#### RECORDS TO PROCESS ####

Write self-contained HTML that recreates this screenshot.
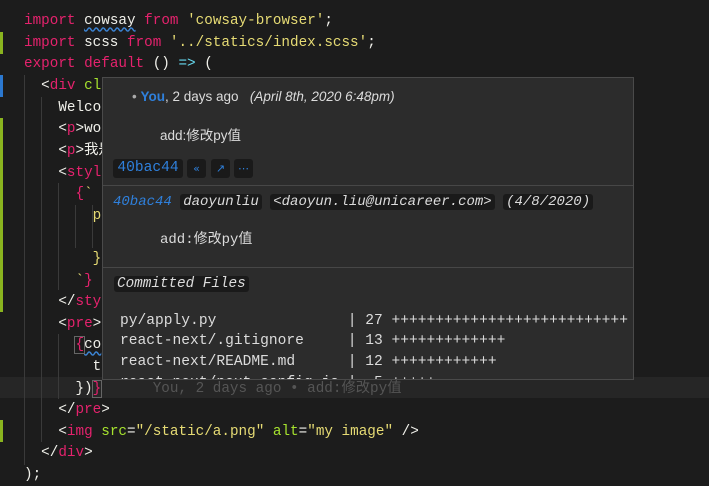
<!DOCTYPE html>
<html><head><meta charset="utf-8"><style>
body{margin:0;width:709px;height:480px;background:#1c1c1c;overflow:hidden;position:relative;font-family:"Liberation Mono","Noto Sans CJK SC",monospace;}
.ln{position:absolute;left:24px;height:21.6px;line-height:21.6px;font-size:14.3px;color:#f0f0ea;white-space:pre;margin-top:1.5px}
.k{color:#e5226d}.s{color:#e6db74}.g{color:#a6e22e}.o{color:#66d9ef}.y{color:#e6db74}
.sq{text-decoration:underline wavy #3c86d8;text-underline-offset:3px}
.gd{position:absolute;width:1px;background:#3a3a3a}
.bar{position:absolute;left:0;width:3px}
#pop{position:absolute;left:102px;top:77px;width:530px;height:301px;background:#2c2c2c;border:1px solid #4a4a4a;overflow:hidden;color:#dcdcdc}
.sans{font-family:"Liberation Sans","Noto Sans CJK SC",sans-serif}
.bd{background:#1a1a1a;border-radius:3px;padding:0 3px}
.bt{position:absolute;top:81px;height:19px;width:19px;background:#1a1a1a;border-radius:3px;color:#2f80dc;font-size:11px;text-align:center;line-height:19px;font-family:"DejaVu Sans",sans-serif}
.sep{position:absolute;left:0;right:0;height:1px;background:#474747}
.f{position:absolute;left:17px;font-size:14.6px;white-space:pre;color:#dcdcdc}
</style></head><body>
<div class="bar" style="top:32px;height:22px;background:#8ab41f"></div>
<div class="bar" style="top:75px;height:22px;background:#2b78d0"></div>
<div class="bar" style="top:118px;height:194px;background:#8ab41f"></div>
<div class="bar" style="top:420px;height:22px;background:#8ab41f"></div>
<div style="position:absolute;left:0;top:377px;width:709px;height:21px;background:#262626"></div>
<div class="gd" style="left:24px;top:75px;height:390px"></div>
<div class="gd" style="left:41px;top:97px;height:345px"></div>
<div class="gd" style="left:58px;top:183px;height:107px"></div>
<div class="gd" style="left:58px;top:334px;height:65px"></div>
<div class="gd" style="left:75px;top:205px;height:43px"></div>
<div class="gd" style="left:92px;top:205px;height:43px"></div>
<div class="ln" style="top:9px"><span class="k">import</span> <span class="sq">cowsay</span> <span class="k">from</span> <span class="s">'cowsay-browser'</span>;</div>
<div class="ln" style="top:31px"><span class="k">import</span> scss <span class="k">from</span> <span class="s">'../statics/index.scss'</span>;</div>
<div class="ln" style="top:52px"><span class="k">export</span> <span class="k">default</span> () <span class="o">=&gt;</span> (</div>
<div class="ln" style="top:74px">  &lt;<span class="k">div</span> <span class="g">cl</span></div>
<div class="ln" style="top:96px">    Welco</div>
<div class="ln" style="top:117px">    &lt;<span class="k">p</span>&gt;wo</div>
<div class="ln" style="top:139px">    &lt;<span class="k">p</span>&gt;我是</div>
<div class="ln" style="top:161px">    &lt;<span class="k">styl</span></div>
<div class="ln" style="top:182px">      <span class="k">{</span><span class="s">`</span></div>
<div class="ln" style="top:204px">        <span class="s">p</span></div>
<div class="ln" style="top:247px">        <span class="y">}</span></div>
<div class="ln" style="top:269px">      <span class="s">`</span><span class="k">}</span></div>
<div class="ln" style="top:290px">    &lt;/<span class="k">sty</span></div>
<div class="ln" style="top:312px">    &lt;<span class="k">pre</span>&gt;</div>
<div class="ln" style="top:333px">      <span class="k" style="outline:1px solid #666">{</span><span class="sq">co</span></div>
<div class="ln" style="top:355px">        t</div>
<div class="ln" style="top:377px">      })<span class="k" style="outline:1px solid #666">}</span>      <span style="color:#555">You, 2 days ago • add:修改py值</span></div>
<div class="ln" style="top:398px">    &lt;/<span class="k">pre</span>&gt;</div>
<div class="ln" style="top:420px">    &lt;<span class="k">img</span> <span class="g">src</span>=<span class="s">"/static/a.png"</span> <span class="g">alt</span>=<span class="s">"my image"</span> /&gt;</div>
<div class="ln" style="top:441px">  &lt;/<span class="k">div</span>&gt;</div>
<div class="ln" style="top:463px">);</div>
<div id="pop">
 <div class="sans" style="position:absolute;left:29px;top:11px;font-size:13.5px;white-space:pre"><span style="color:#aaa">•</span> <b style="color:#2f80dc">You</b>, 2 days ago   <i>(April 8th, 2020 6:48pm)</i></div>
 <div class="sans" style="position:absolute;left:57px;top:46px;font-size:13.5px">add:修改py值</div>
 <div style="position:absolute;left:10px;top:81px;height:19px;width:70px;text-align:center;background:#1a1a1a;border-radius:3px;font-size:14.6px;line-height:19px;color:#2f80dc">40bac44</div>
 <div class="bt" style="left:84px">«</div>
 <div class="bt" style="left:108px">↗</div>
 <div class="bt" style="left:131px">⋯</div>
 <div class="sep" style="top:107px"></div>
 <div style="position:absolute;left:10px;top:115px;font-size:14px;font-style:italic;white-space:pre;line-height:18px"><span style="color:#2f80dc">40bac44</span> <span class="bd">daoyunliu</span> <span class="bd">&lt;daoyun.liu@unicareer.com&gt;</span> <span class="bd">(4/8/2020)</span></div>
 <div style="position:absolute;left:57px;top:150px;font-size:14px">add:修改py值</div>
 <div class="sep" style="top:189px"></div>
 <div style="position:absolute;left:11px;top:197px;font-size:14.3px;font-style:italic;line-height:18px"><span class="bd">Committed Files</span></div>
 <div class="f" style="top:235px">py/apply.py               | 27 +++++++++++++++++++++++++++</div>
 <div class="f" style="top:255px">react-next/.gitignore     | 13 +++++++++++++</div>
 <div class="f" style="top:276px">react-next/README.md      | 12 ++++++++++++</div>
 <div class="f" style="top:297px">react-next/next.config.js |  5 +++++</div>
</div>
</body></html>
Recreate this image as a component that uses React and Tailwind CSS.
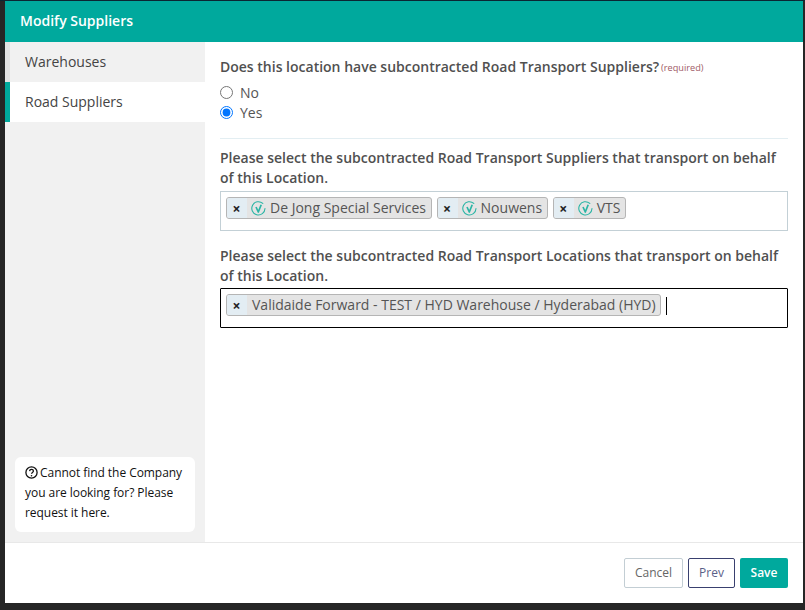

####

### TASK PROMPT
Copy all the entries word for word. Omit any pictures.

### SOLUTION TO THE EXERCISE
Write self-contained HTML that recreates this screenshot.
<!DOCTYPE html>
<html><head><meta charset="utf-8"><style>
body{margin:0;width:709px;height:480px;background:#1c1c1c;overflow:hidden;position:relative;font-family:"Liberation Mono","Noto Sans CJK SC",monospace;}
.ln{position:absolute;left:24px;height:21.6px;line-height:21.6px;font-size:14.3px;color:#f0f0ea;white-space:pre;margin-top:1.5px}
.k{color:#e5226d}.s{color:#e6db74}.g{color:#a6e22e}.o{color:#66d9ef}.y{color:#e6db74}
.sq{text-decoration:underline wavy #3c86d8;text-underline-offset:3px}
.gd{position:absolute;width:1px;background:#3a3a3a}
.bar{position:absolute;left:0;width:3px}
#pop{position:absolute;left:102px;top:77px;width:530px;height:301px;background:#2c2c2c;border:1px solid #4a4a4a;overflow:hidden;color:#dcdcdc}
.sans{font-family:"Liberation Sans","Noto Sans CJK SC",sans-serif}
.bd{background:#1a1a1a;border-radius:3px;padding:0 3px}
.bt{position:absolute;top:81px;height:19px;width:19px;background:#1a1a1a;border-radius:3px;color:#2f80dc;font-size:11px;text-align:center;line-height:19px;font-family:"DejaVu Sans",sans-serif}
.sep{position:absolute;left:0;right:0;height:1px;background:#474747}
.f{position:absolute;left:17px;font-size:14.6px;white-space:pre;color:#dcdcdc}
</style></head><body>
<div class="bar" style="top:32px;height:22px;background:#8ab41f"></div>
<div class="bar" style="top:75px;height:22px;background:#2b78d0"></div>
<div class="bar" style="top:118px;height:194px;background:#8ab41f"></div>
<div class="bar" style="top:420px;height:22px;background:#8ab41f"></div>
<div style="position:absolute;left:0;top:377px;width:709px;height:21px;background:#262626"></div>
<div class="gd" style="left:24px;top:75px;height:390px"></div>
<div class="gd" style="left:41px;top:97px;height:345px"></div>
<div class="gd" style="left:58px;top:183px;height:107px"></div>
<div class="gd" style="left:58px;top:334px;height:65px"></div>
<div class="gd" style="left:75px;top:205px;height:43px"></div>
<div class="gd" style="left:92px;top:205px;height:43px"></div>
<div class="ln" style="top:9px"><span class="k">import</span> <span class="sq">cowsay</span> <span class="k">from</span> <span class="s">'cowsay-browser'</span>;</div>
<div class="ln" style="top:31px"><span class="k">import</span> scss <span class="k">from</span> <span class="s">'../statics/index.scss'</span>;</div>
<div class="ln" style="top:52px"><span class="k">export</span> <span class="k">default</span> () <span class="o">=&gt;</span> (</div>
<div class="ln" style="top:74px">  &lt;<span class="k">div</span> <span class="g">cl</span></div>
<div class="ln" style="top:96px">    Welco</div>
<div class="ln" style="top:117px">    &lt;<span class="k">p</span>&gt;wo</div>
<div class="ln" style="top:139px">    &lt;<span class="k">p</span>&gt;我是</div>
<div class="ln" style="top:161px">    &lt;<span class="k">styl</span></div>
<div class="ln" style="top:182px">      <span class="k">{</span><span class="s">`</span></div>
<div class="ln" style="top:204px">        <span class="s">p</span></div>
<div class="ln" style="top:247px">        <span class="y">}</span></div>
<div class="ln" style="top:269px">      <span class="s">`</span><span class="k">}</span></div>
<div class="ln" style="top:290px">    &lt;/<span class="k">sty</span></div>
<div class="ln" style="top:312px">    &lt;<span class="k">pre</span>&gt;</div>
<div class="ln" style="top:333px">      <span class="k" style="outline:1px solid #666">{</span><span class="sq">co</span></div>
<div class="ln" style="top:355px">        t</div>
<div class="ln" style="top:377px">      })<span class="k" style="outline:1px solid #666">}</span>      <span style="color:#555">You, 2 days ago • add:修改py值</span></div>
<div class="ln" style="top:398px">    &lt;/<span class="k">pre</span>&gt;</div>
<div class="ln" style="top:420px">    &lt;<span class="k">img</span> <span class="g">src</span>=<span class="s">"/static/a.png"</span> <span class="g">alt</span>=<span class="s">"my image"</span> /&gt;</div>
<div class="ln" style="top:441px">  &lt;/<span class="k">div</span>&gt;</div>
<div class="ln" style="top:463px">);</div>
<div id="pop">
 <div class="sans" style="position:absolute;left:29px;top:11px;font-size:13.5px;white-space:pre"><span style="color:#aaa">•</span> <b style="color:#2f80dc">You</b>, 2 days ago   <i>(April 8th, 2020 6:48pm)</i></div>
 <div class="sans" style="position:absolute;left:57px;top:46px;font-size:13.5px">add:修改py值</div>
 <div style="position:absolute;left:10px;top:81px;height:19px;width:70px;text-align:center;background:#1a1a1a;border-radius:3px;font-size:14.6px;line-height:19px;color:#2f80dc">40bac44</div>
 <div class="bt" style="left:84px">«</div>
 <div class="bt" style="left:108px">↗</div>
 <div class="bt" style="left:131px">⋯</div>
 <div class="sep" style="top:107px"></div>
 <div style="position:absolute;left:10px;top:115px;font-size:14px;font-style:italic;white-space:pre;line-height:18px"><span style="color:#2f80dc">40bac44</span> <span class="bd">daoyunliu</span> <span class="bd">&lt;daoyun.liu@unicareer.com&gt;</span> <span class="bd">(4/8/2020)</span></div>
 <div style="position:absolute;left:57px;top:150px;font-size:14px">add:修改py值</div>
 <div class="sep" style="top:189px"></div>
 <div style="position:absolute;left:11px;top:197px;font-size:14.3px;font-style:italic;line-height:18px"><span class="bd">Committed Files</span></div>
 <div class="f" style="top:235px">py/apply.py               | 27 +++++++++++++++++++++++++++</div>
 <div class="f" style="top:255px">react-next/.gitignore     | 13 +++++++++++++</div>
 <div class="f" style="top:276px">react-next/README.md      | 12 ++++++++++++</div>
 <div class="f" style="top:297px">react-next/next.config.js |  5 +++++</div>
</div>
</body></html>
Recreate this image as a component that uses React and Tailwind CSS.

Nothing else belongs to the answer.